> Material
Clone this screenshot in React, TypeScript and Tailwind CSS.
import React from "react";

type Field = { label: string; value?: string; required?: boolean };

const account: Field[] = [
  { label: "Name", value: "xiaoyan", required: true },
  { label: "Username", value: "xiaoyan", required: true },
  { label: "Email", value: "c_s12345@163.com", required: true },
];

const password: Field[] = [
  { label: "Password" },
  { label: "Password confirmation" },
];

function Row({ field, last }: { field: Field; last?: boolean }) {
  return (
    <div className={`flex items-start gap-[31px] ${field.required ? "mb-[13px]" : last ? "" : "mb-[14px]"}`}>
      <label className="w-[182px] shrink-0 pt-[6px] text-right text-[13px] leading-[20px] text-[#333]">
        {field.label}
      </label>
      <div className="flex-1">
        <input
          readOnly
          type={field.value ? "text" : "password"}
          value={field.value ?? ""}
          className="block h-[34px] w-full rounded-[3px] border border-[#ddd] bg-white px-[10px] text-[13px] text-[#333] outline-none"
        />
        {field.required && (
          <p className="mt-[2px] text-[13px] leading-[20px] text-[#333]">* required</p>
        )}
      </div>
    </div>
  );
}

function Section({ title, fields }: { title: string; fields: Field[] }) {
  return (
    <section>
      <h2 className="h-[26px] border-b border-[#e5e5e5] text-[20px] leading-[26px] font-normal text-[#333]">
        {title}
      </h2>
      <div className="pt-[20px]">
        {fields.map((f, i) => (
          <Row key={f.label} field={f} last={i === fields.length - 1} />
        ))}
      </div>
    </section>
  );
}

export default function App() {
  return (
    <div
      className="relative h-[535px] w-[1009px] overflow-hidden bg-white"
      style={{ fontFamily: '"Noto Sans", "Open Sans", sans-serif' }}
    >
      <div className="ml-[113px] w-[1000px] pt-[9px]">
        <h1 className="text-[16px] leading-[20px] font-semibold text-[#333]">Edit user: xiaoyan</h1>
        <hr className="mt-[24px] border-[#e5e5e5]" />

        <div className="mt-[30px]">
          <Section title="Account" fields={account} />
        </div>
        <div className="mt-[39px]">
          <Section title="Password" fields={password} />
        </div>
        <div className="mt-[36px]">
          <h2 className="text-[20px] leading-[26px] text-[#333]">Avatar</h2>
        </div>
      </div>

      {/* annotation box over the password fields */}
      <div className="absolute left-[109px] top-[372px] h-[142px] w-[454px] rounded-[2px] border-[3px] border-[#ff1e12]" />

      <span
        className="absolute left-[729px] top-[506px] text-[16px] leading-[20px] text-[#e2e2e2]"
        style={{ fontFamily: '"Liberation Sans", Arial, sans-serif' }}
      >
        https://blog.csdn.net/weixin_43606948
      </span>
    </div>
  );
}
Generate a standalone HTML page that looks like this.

> Set problem
Each line of the material should be duplicated exactly, please.

> Result of the exercise
Clone this screenshot in React, TypeScript and Tailwind CSS.
import React from "react";

type Field = { label: string; value?: string; required?: boolean };

const account: Field[] = [
  { label: "Name", value: "xiaoyan", required: true },
  { label: "Username", value: "xiaoyan", required: true },
  { label: "Email", value: "c_s12345@163.com", required: true },
];

const password: Field[] = [
  { label: "Password" },
  { label: "Password confirmation" },
];

function Row({ field, last }: { field: Field; last?: boolean }) {
  return (
    <div className={`flex items-start gap-[31px] ${field.required ? "mb-[13px]" : last ? "" : "mb-[14px]"}`}>
      <label className="w-[182px] shrink-0 pt-[6px] text-right text-[13px] leading-[20px] text-[#333]">
        {field.label}
      </label>
      <div className="flex-1">
        <input
          readOnly
          type={field.value ? "text" : "password"}
          value={field.value ?? ""}
          className="block h-[34px] w-full rounded-[3px] border border-[#ddd] bg-white px-[10px] text-[13px] text-[#333] outline-none"
        />
        {field.required && (
          <p className="mt-[2px] text-[13px] leading-[20px] text-[#333]">* required</p>
        )}
      </div>
    </div>
  );
}

function Section({ title, fields }: { title: string; fields: Field[] }) {
  return (
    <section>
      <h2 className="h-[26px] border-b border-[#e5e5e5] text-[20px] leading-[26px] font-normal text-[#333]">
        {title}
      </h2>
      <div className="pt-[20px]">
        {fields.map((f, i) => (
          <Row key={f.label} field={f} last={i === fields.length - 1} />
        ))}
      </div>
    </section>
  );
}

export default function App() {
  return (
    <div
      className="relative h-[535px] w-[1009px] overflow-hidden bg-white"
      style={{ fontFamily: '"Noto Sans", "Open Sans", sans-serif' }}
    >
      <div className="ml-[113px] w-[1000px] pt-[9px]">
        <h1 className="text-[16px] leading-[20px] font-semibold text-[#333]">Edit user: xiaoyan</h1>
        <hr className="mt-[24px] border-[#e5e5e5]" />

        <div className="mt-[30px]">
          <Section title="Account" fields={account} />
        </div>
        <div className="mt-[39px]">
          <Section title="Password" fields={password} />
        </div>
        <div className="mt-[36px]">
          <h2 className="text-[20px] leading-[26px] text-[#333]">Avatar</h2>
        </div>
      </div>

      {/* annotation box over the password fields */}
      <div className="absolute left-[109px] top-[372px] h-[142px] w-[454px] rounded-[2px] border-[3px] border-[#ff1e12]" />

      <span
        className="absolute left-[729px] top-[506px] text-[16px] leading-[20px] text-[#e2e2e2]"
        style={{ fontFamily: '"Liberation Sans", Arial, sans-serif' }}
      >
        https://blog.csdn.net/weixin_43606948
      </span>
    </div>
  );
}
Generate a standalone HTML page that looks like this.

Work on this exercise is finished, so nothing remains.